This consists of a placement of 40,333,333 shares priced at $0.03 to raise $1.2 million and a partially underwritten one for five entitlement offer of 64,039,713 shares to raise up to $1.92 million.
Proceeds will also be used to meet the holding cost of the project, which has an Ore Reserve of 205 million tonnes at 45.7% iron enough to support a minimum 21 year mine plan under its Pre-Feasibility Study, as well as general working capital purposes.
The PFS had established Agbaja as an economically robust and technically viable project with average operating costs of US$42.98 per tonne concentrate FOB, estimated pre-tax NPV of US$420 million (at a 12% discount), an IRR of 23.7% and CAPEX estimate of US$497 million.
Lanstead Capital Equity Swap Agreement
The bulk of the placement was to Lanstead Capital, which has subscribed for 33,333,333 new shares along with 33,333,333 options that will be made in 18 monthly settlement tranches under an Equity Swap Agreement.
The options are priced at $0.08 and expired on 31 May 2017.
This agreement allows for Kogi to receive more than the monthly settlement due if the measured share price for that month is above the benchmark price of $0.04 per shares.
There is no upper limit placed on the additional proceeds received as part of the monthly settlements.
In contrast, it will receive a smaller settlement on a pro rata basis if the share price is below the benchmark.
Notably, a decline in the company's share price will not result in any increase in the number of ordinary shares received by Lanstead.
Kogi will issue Lanstead an additional 1,666,667 shares as consideration for the agreement.
Of the subscription proceeds of $1,000,00, the company will use $150,000 for working capital and $850,000 for investment in the Equity Swap under the Agreement as described above.
A decline in the company's share price will not result in any increase in the number of ordinary shares received by Lanstead or any other advantage accruing to Lanstead.
Kogi will also issue 1,666,667 shares to Lanstead in consideration for the Equity Swap Agreement.
This is designed to provide the company with flexibility in continuing to advance its Agbaja Project as well as maintaining a constant source of funds covering a substantial part of its longer term cash flow requirements.

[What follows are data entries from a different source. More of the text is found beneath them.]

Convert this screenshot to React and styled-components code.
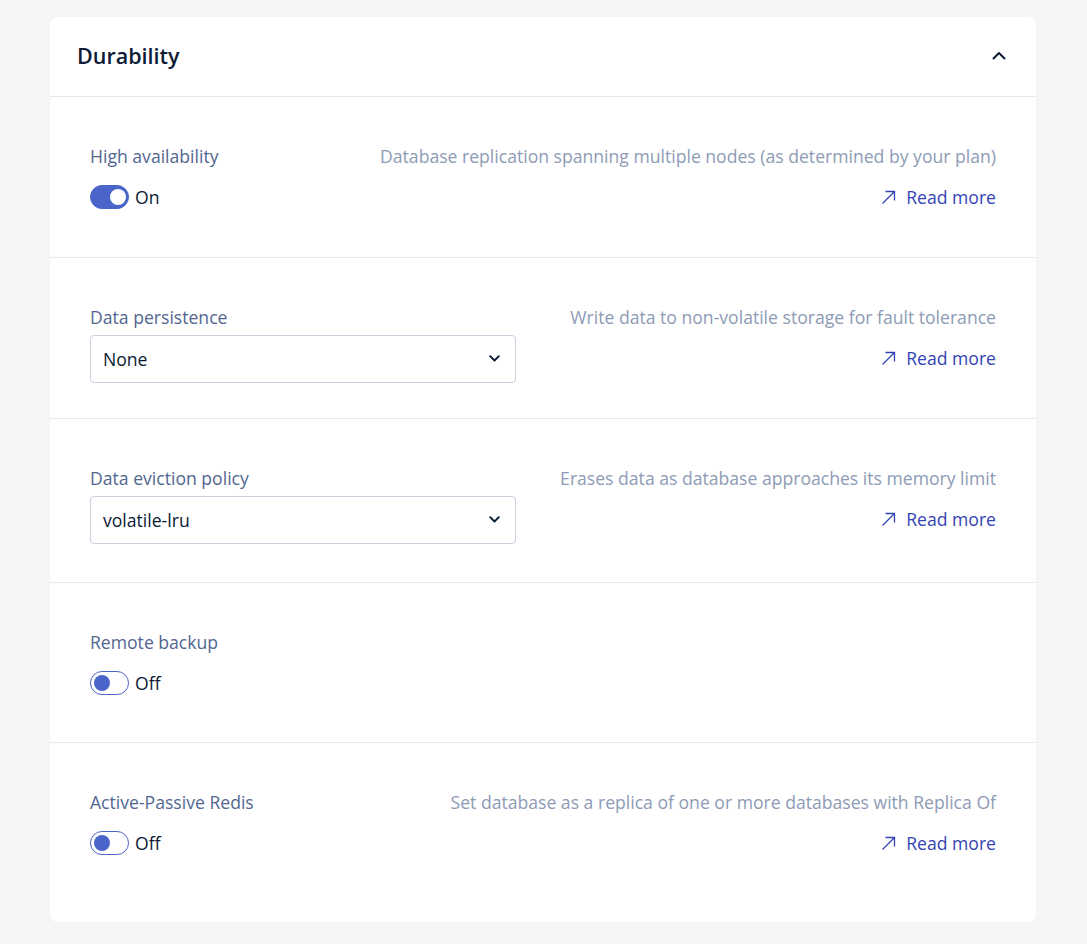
import React from "react";
import styled, { createGlobalStyle } from "styled-components";

const Global = createGlobalStyle`
  html, body {
    margin: 0;
    padding: 0;
    background: #f4f5f7;
    font-family: "Open Sans", "Noto Sans", sans-serif;
  }
`;

const Page = styled.div`
  padding: 17px 51px 23px 50px;
`;

const Card = styled.div`
  background: #ffffff;
  border-radius: 8px;
  overflow: hidden;
`;

const Header = styled.div`
  box-sizing: border-box;
  display: flex;
  align-items: center;
  justify-content: space-between;
  height: 80px;
  padding: 0 30px 3px 27px;
  border-bottom: 1px solid #e6e8ec;
`;

const Title = styled.h2`
  margin: 0;
  font-size: 21.5px;
  font-weight: 600;
  color: #0d1b36;
`;

const Section = styled.div`
  box-sizing: border-box;
  display: flex;
  justify-content: space-between;
  align-items: flex-start;
  height: ${(p) => p.h}px;
  padding: 47px 40px 0 40px;
  border-bottom: ${(p) => (p.last ? "none" : "1px solid #e6e8ec")};
`;

const Left = styled.div`
  display: flex;
  flex-direction: column;
`;

const Right = styled.div`
  display: flex;
  flex-direction: column;
  align-items: flex-end;
  gap: 17px;
`;

const Label = styled.div`
  font-size: 17.6px;
  line-height: 24px;
  color: #52668f;
`;

const Desc = styled.div`
  font-size: 17.6px;
  line-height: 24px;
  color: #8d9bb6;
`;

const ReadMore = styled.a`
  display: flex;
  align-items: center;
  gap: 10px;
  font-size: 17.6px;
  line-height: 24px;
  color: #3343b5;
  text-decoration: none;
  cursor: pointer;
`;

const ToggleRow = styled.div`
  display: flex;
  align-items: center;
  gap: 6px;
  height: 24px;
  margin-top: 17px;
  font-size: 17.6px;
  color: #0b1a33;
`;

const Track = styled.div`
  box-sizing: border-box;
  width: 39px;
  height: 24px;
  border-radius: 12px;
  border: 1.5px solid #4a65c9;
  background: ${(p) => (p.on ? "#4a65c9" : "#ffffff")};
  display: flex;
  align-items: center;
  justify-content: ${(p) => (p.on ? "flex-end" : "flex-start")};
  padding: 0 2.5px;
`;

const Knob = styled.div`
  width: 16px;
  height: 16px;
  border-radius: 50%;
  background: ${(p) => (p.on ? "#ffffff" : "#4a65c9")};
`;

const Select = styled.div`
  box-sizing: border-box;
  width: 426px;
  height: 48px;
  margin-top: 6px;
  border: 1px solid #c9d1de;
  border-radius: 4px;
  display: flex;
  align-items: center;
  justify-content: space-between;
  padding: 0 15px 1px 12px;
  font-size: 17.6px;
  color: #0b1a33;
`;

const ArrowIcon = () => (
  <svg width="15" height="15" viewBox="0 0 15 15" fill="none">
    <path d="M1.5 13.5L13.5 1.5M4.5 1.5H13.5V10.5" stroke="#3343b5" strokeWidth="1.3" />
  </svg>
);

const ChevronDown = () => (
  <svg width="11" height="7" viewBox="0 0 11 7" fill="none">
    <path d="M1.2 1.2L5.5 5.5L9.8 1.2" stroke="#0b1a33" strokeWidth="1.9" strokeLinecap="round" strokeLinejoin="round" />
  </svg>
);

const ChevronUp = () => (
  <svg width="14" height="9" viewBox="0 0 14 9" fill="none">
    <path d="M1.5 7.5L7 2L12.5 7.5" stroke="#0b1a33" strokeWidth="2" strokeLinecap="round" strokeLinejoin="round" />
  </svg>
);

const Toggle = ({ on }) => (
  <ToggleRow>
    <Track on={on}>
      <Knob on={on} />
    </Track>
    {on ? "On" : "Off"}
  </ToggleRow>
);

const rows = [
  {
    label: "High availability",
    toggle: true,
    on: true,
    h: 161,
    desc: "Database replication spanning multiple nodes (as determined by your plan)",
  },
  {
    label: "Data persistence",
    select: "None",
    h: 161,
    desc: "Write data to non-volatile storage for fault tolerance",
  },
  {
    label: "Data eviction policy",
    select: "volatile-lru",
    h: 164,
    desc: "Erases data as database approaches its memory limit",
  },
  { label: "Remote backup", toggle: true, on: false, h: 160 },
  {
    label: "Active-Passive Redis",
    toggle: true,
    on: false,
    h: 179,
    desc: "Set database as a replica of one or more databases with Replica Of",
  },
];

export default function App() {
  return (
    <>
      <Global />
      <Page>
        <Card>
          <Header>
            <Title>Durability</Title>
            <ChevronUp />
          </Header>
          {rows.map((r, i) => (
            <Section key={r.label} h={r.h} last={i === rows.length - 1}>
              <Left>
                <Label>{r.label}</Label>
                {r.toggle ? (
                  <Toggle on={r.on} />
                ) : (
                  <Select>
                    {r.select}
                    <ChevronDown />
                  </Select>
                )}
              </Left>
              {r.desc && (
                <Right>
                  <Desc>{r.desc}</Desc>
                  <ReadMore>
                    <ArrowIcon />
                    Read more
                  </ReadMore>
                </Right>
              )}
            </Section>
          ))}
        </Card>
      </Page>
    </>
  );
}
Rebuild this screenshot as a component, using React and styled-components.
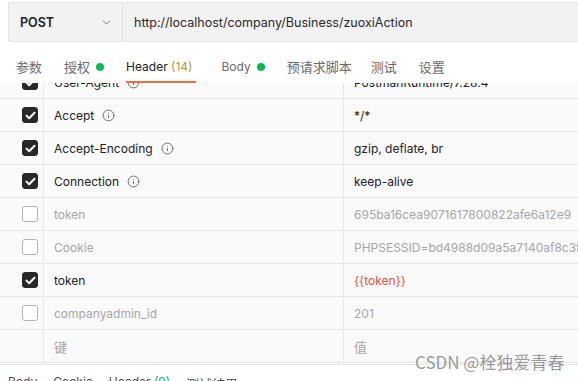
import React from "react";
import styled, { createGlobalStyle } from "styled-components";
import { Info, ChevronDown } from "lucide-react";

const GlobalStyle = createGlobalStyle`
  html, body {
    margin: 0;
    padding: 0;
    background: #ffffff;
    font-family: "Inter", "Noto Sans CJK SC", sans-serif;
    color: #212121;
    overflow: hidden;
  }
`;

const Page = styled.div`
  position: relative;
  width: 578px;
  height: 381px;
  overflow: hidden;
  background: #ffffff;
  font-size: 12px;
`;

const Cjk = styled.span`
  font-family: "Noto Sans CJK SC", sans-serif;
  font-size: 13px;
`;

const RequestBar = styled.div`
  display: flex;
  height: 38px;
  margin: 2px 0 0 8px;
  background: #f2f2f2;
  border: 1px solid #e4e4e4;
  border-right: none;
  border-radius: 3px 0 0 3px;
`;

const MethodSelect = styled.div`
  width: 114px;
  box-sizing: border-box;
  padding: 0 9px 0 11px;
  display: flex;
  align-items: center;
  justify-content: space-between;
  border-right: 1px solid #e0e0e0;
  font-size: 12.5px;
  font-weight: 600;
  color: #212121;
`;

const UrlInput = styled.div`
  flex: 1;
  display: flex;
  align-items: center;
  padding-left: 11px;
  font-size: 12.5px;
  color: #2a2a2a;
  white-space: nowrap;
`;

const TabStrip = styled.div`
  display: flex;
  height: 41px;
  padding-left: 16px;
  gap: 22px;
`;

const Tab = styled.div`
  display: flex;
  align-items: center;
  gap: 6px;
  color: ${(p) => (p.$active ? "#212121" : "#6b6b6b")};
  border-bottom: 2px solid ${(p) => (p.$active ? "#f26b3a" : "transparent")};
  box-sizing: border-box;
  padding: 10px ${(p) => (p.$active ? 4 : 0)}px 0 0;
  margin-left: ${(p) => p.$shift || 0}px;
  white-space: nowrap;
`;

const Count = styled.span`
  color: ${(p) => p.$color};
`;

const Dot = styled.span`
  width: 8px;
  height: 8px;
  border-radius: 50%;
  background: #0cbb52;
`;

const TableViewport = styled.div`
  height: 281px;
  overflow: hidden;
  background: #fafafa;
  border-bottom: 1px solid #e6e6e6;
`;

const TableInner = styled.div`
  margin-top: -17px;
`;

const Row = styled.div`
  display: grid;
  grid-template-columns: 44px 300px 1fr;
  height: 33px;
  box-sizing: border-box;
  border-bottom: 1px solid #e6e6e6;
`;

const Cell = styled.div`
  display: flex;
  align-items: center;
  gap: 8px;
  padding-left: 10px;
  white-space: nowrap;
  overflow: hidden;
  border-right: ${(p) => (p.$last ? "none" : "1px solid #e6e6e6")};
  color: ${(p) => p.$color};
`;

const CheckCell = styled.div`
  display: flex;
  align-items: center;
  justify-content: flex-end;
  padding-right: 5px;
  border-right: 1px solid #e6e6e6;
`;

const Box = styled.div`
  width: 16px;
  height: 16px;
  box-sizing: border-box;
  border-radius: 3px;
  display: flex;
  align-items: center;
  justify-content: center;
  background: ${(p) => (p.$checked ? "#282828" : "#ffffff")};
  border: 1px solid ${(p) => (p.$checked ? "#282828" : "#b3b3b3")};
`;

const BottomTabs = styled.div`
  display: flex;
  gap: 16px;
  padding: 9px 0 0 8px;
  color: #505050;
`;

const Watermark = styled.div`
  position: absolute;
  left: 415px;
  top: 349px;
  font-family: "Noto Sans CJK SC", sans-serif;
  font-size: 17px;
  color: rgba(120, 120, 120, 0.75);
  white-space: nowrap;
`;

const Check = () => (
  <svg width="11" height="9" viewBox="0 0 11 9">
    <path d="M1.5 4.6 L4.2 7.2 L9.5 1.8" fill="none" stroke="#fff" strokeWidth="2" strokeLinecap="round" strokeLinejoin="round" />
  </svg>
);

const rows = [
  { key: "User-Agent", value: "PostmanRuntime/7.28.4", on: true, info: true },
  { key: "Accept", value: "*/*", on: true, info: true },
  { key: "Accept-Encoding", value: "gzip, deflate, br", on: true, info: true },
  { key: "Connection", value: "keep-alive", on: true, info: true },
  { key: "token", value: "695ba16cea9071617800822afe6a12e9", on: false },
  { key: "Cookie", value: "PHPSESSID=bd4988d09a5a7140af8c3f1e2b", on: false },
  { key: "token", value: "{{token}}", on: true, variable: true },
  { key: "companyadmin_id", value: "201", on: false },
  { key: <Cjk>键</Cjk>, value: <Cjk>值</Cjk>, placeholder: true },
];

const HeaderRow = ({ row }) => {
  const keyColor = row.placeholder || !row.on ? "#a6a6a6" : "#212121";
  const valueColor = row.variable
    ? "#e2553a"
    : row.placeholder || !row.on
    ? "#a6a6a6"
    : "#212121";
  return (
    <Row>
      <CheckCell>
        {!row.placeholder && <Box $checked={row.on}>{row.on && <Check />}</Box>}
      </CheckCell>
      <Cell $color={keyColor}>
        {row.key}
        {row.info && <Info size={13} color="#6b6b6b" strokeWidth={1.8} />}
      </Cell>
      <Cell $color={valueColor} $last>
        {row.value}
      </Cell>
    </Row>
  );
};

export default function App() {
  return (
    <Page>
      <GlobalStyle />
      <RequestBar>
        <MethodSelect>
          POST
          <ChevronDown size={13} color="#6b6b6b" strokeWidth={1.6} />
        </MethodSelect>
        <UrlInput>http://localhost/company/Business/zuoxiAction</UrlInput>
      </RequestBar>
      <TabStrip>
        <Tab><Cjk>参数</Cjk></Tab>
        <Tab>
          <Cjk>授权</Cjk> <Dot />
        </Tab>
        <Tab $active>
          <span>
            Header <Count $color="#b09a3c">(14)</Count>
          </span>
        </Tab>
        <Tab $shift={3}>
          Body <Dot />
        </Tab>
        <Tab><Cjk>预请求脚本</Cjk></Tab>
        <Tab $shift={-3}><Cjk>测试</Cjk></Tab>
        <Tab><Cjk>设置</Cjk></Tab>
      </TabStrip>
      <TableViewport>
        <TableInner>
          {rows.map((r, i) => (
            <HeaderRow key={i} row={r} />
          ))}
        </TableInner>
      </TableViewport>
      <BottomTabs>
        <span>Body</span>
        <span>Cookie</span>
        <span>
          Header <Count $color="#0cbb52">(9)</Count>
        </span>
        <Cjk>测试结果</Cjk>
      </BottomTabs>
      <Watermark>CSDN @栓独爱青春</Watermark>
    </Page>
  );
}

The remaining 5,333,333 shares and 5,333,333 options to raise $160,000 under the placement will be placed with a variety of professional and sophisticated investors who are all currently shareholders.
The non-renounceable Entitlement Offer of 64,039,713 shares priced at $0.03 each to raise up to $1,921,191 before expenses is partially underwritten to $655,726 by Terrain Capital Markets.
All of the non-executive directors of Kogi intend to take up 100% of their individual entitlements under the offer totalling $274,274.
The directors have also agreed to sub-underwrite the issue for $320,726 taking total non-executive director participation in the Entitlement Offer to a maximum of $595,000 of which $300,000 will be set-off against loans owing by Kogi to several non-executive directors.
Kogi is in the process of relocating to smaller office premises and reviewing its Agbaja Project holding costs in line with its near term focus of eliminating non-essential costs.